Las hermanas nunca son como te las imaginas. Aparecen a tu lado de improviso y está mandado que las tienes que querer hasta la muerte. Aunque seáis como la noche y el día.
Eso éramos mi hermana segunda y yo. (Esto no se refiere a mis otras hermanas, sino sólo a ella, a la segunda). Ella, perfecta para todo el mundo, yo “rara y difícil”. De pequeñas, mis juguetes siempre en los altillos del armario, ella jugando con los suyos con cara de suficiencia. Trataba de ser igual que mi madre por todos los medios, y a mi madre le encantaba. Siempre la ponía de ejemplo ante las visitas.

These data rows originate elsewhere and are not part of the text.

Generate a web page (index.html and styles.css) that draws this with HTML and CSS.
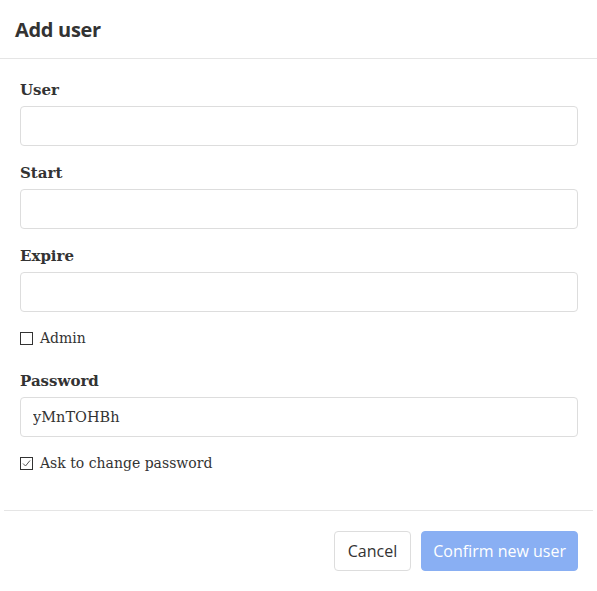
FILE: index.html
```html
<!DOCTYPE html>
<html>
<head>
<meta charset="utf-8">
<link rel="stylesheet" href="styles.css">
</head>
<body>
<div class="modal">
  <div class="modal-header">
    <h1 class="title">Add user</h1>
  </div>
  <div class="modal-body">
    <div class="group">
      <label class="label">User</label>
      <input class="input" type="text" value="">
    </div>
    <div class="group">
      <label class="label">Start</label>
      <input class="input" type="text" value="">
    </div>
    <div class="group">
      <label class="label">Expire</label>
      <input class="input" type="text" value="">
    </div>
    <div class="check-row check-admin">
      <svg class="box" width="13" height="13" viewBox="0 0 13 13"><rect x="0.5" y="0.5" width="12" height="12" fill="#fff" stroke="#333"/></svg>
      <span>Admin</span>
    </div>
    <div class="group">
      <label class="label">Password</label>
      <input class="input" type="text" value="yMnTOHBh">
    </div>
    <div class="check-row">
      <svg class="box" width="13" height="13" viewBox="0 0 13 13"><rect x="0.5" y="0.5" width="12" height="12" fill="#fff" stroke="#333"/><path d="M3 6.5 L5.5 9 L10 3.5" fill="none" stroke="#555" stroke-width="1"/></svg>
      <span>Ask to change password</span>
    </div>
  </div>
  <div class="modal-footer">
    <button class="btn btn-default">Cancel</button>
    <button class="btn btn-primary">Confirm new user</button>
  </div>
</div>
</body>
</html>
```

FILE: styles.css
```css
html, body {
  margin: 0;
  padding: 0;
  background: #fff;
  overflow: hidden;
}
body {
  font-family: "DejaVu Serif", Georgia, serif;
  color: #333;
}
.modal {
  width: 597px;
}
.modal-header {
  height: 59px;
  border-bottom: 1px solid #e5e5e5;
  box-sizing: border-box;
  padding: 0 15px;
  display: flex;
  align-items: center;
}
.title {
  margin: 0;
  font-family: "Open Sans", sans-serif;
  font-weight: 700;
  font-size: 20px;
  color: #333;
  letter-spacing: -0.3px;
}
.modal-body {
  padding: 21px 19px 21px 20px;
}
.group {
  margin-bottom: 17px;
}
.group:has(+ .check-row) {
  margin-bottom: 16px;
}
.label {
  display: block;
  font-weight: bold;
  font-size: 15px;
  line-height: 20px;
  margin-bottom: 6px;
}
.input {
  display: block;
  box-sizing: border-box;
  width: 100%;
  height: 40px;
  border: 1px solid #ddd;
  border-radius: 4px;
  padding: 0 12px;
  font-family: "DejaVu Serif", Georgia, serif;
  font-size: 14.5px;
  color: #333;
  outline: none;
}
.check-row {
  display: flex;
  align-items: center;
  gap: 7px;
  height: 20px;
  font-size: 14px;
  line-height: 20px;
  margin-bottom: 16px;
}
.check-admin {
  margin-bottom: 23px;
}
.box {
  display: block;
  flex: none;
}
.modal-footer {
  margin: 0 4px;
  border-top: 1px solid #e5e5e5;
  padding: 20px 15px 20px 0;
  display: flex;
  justify-content: flex-end;
  gap: 10px;
}
.btn {
  height: 40px;
  border-radius: 4px;
  font-family: "Open Sans", sans-serif;
  font-size: 16px;
  cursor: pointer;
}
.btn-default {
  background: #fff;
  border: 1px solid #ddd;
  color: #333;
  padding: 0 13px;
}
.btn-primary {
  background: #89aff3;
  border: 1px solid #89aff3;
  color: #fff;
  padding: 0 11px;
}
```
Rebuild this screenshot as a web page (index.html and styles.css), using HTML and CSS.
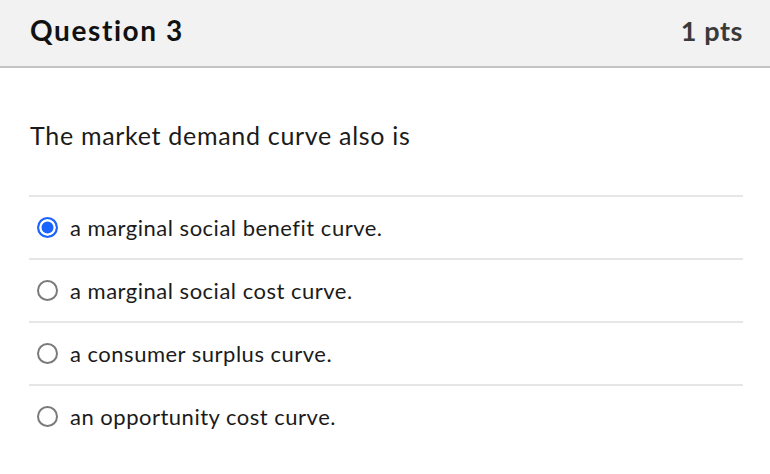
FILE: index.html
```html
<!DOCTYPE html>
<html>
<head>
<meta charset="utf-8">
<link rel="stylesheet" href="styles.css">
</head>
<body>
<div class="quiz">
  <div class="header">
    <div class="title">Question 3</div>
    <div class="pts">1 pts</div>
  </div>
  <div class="body">
    <div class="question">The market demand curve also is</div>
    <div class="answers">
      <div class="answer"><span class="radio checked"></span><span class="label">a marginal social benefit curve.</span></div>
      <div class="answer"><span class="radio"></span><span class="label">a marginal social cost curve.</span></div>
      <div class="answer"><span class="radio"></span><span class="label">a consumer surplus curve.</span></div>
      <div class="answer"><span class="radio"></span><span class="label">an opportunity cost curve.</span></div>
    </div>
  </div>
</div>
</body>
</html>
```
FILE: styles.css
```css
html, body {
  margin: 0;
  padding: 0;
  background: #ffffff;
}
body {
  font-family: Lato, "Open Sans", sans-serif;
  color: #1b1b1b;
  width: 770px;
  height: 474px;
  overflow: hidden;
}
.header {
  height: 66px;
  background: #f2f2f2;
  border-bottom: 2px solid #c4c4c4;
  display: flex;
  align-items: center;
  justify-content: space-between;
  padding: 0 28px 0 30px;
  box-sizing: content-box;
}
.title {
  font-size: 28px;
  font-weight: 700;
  letter-spacing: 1.6px;
  color: #111;
  margin-top: -6px;
}
.pts {
  font-size: 27px;
  font-weight: 700;
  letter-spacing: 0.6px;
  color: #3a3a3a;
  margin-top: -6px;
  margin-right: -1px;
}
.body {
  padding: 0 27px 0 29px;
}
.question {
  font-size: 25px;
  letter-spacing: 0.7px;
  padding-top: 52px;
  padding-left: 1px;
  height: 74px;
  box-sizing: border-box;
  line-height: 30px;
}
.answers {
  margin-top: 53px;
}
.answer {
  display: flex;
  align-items: center;
  height: 61px;
  border-top: 2px solid #e6e6e6;
  padding-left: 8px;
  box-sizing: content-box;
}
.radio {
  width: 17px;
  height: 17px;
  border: 2px solid #7a7a7a;
  border-radius: 50%;
  box-sizing: content-box;
  margin-right: 12px;
  flex: none;
}
.radio.checked {
  border-color: #1b63ff;
  background: #1b63ff;
  box-shadow: inset 0 0 0 2.5px #ffffff;
}
.label {
  font-size: 22px;
  letter-spacing: 0.5px;
}
```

Como dormíamos juntas, nos hemos pegado muchas veces, con rabia y sin arrepentimiento. Y la situación empeoró cuando fuimos creciendo. Ella empezó pronto a salir con chicos, yo tardé más porque era la fea de la familia, o eso me habían dicho. Pero me casé a los veinte con un chico de su pandilla, embarazada. Ese matrimonio pronto fue un desastre y nos separamos con tres niños. Mi hermana, sin preguntar ni avisar, se presentaba en mi casa con bolsas del supermercado, me daba dinero sin habérselo pedido, pagaba mis facturas sin avisarme. Me humillaba. Me humillaba. Cuando conseguí trabajo, tuvimos una bronca monumental, le dije que se abstuviera de jugar al hada madrina. Estuvimos distanciadas mucho tiempo.
La vida es ancha y ajena, y ella tuvo un cáncer muy duro. Quería morirse en
casa y yo la saqué del hospital, la llevé a su casa y la cuidé hasta que murió
entre mis brazos. Aún la veo, a veces, por la calle, como a mi padre. Mi querida, queridísima hermana.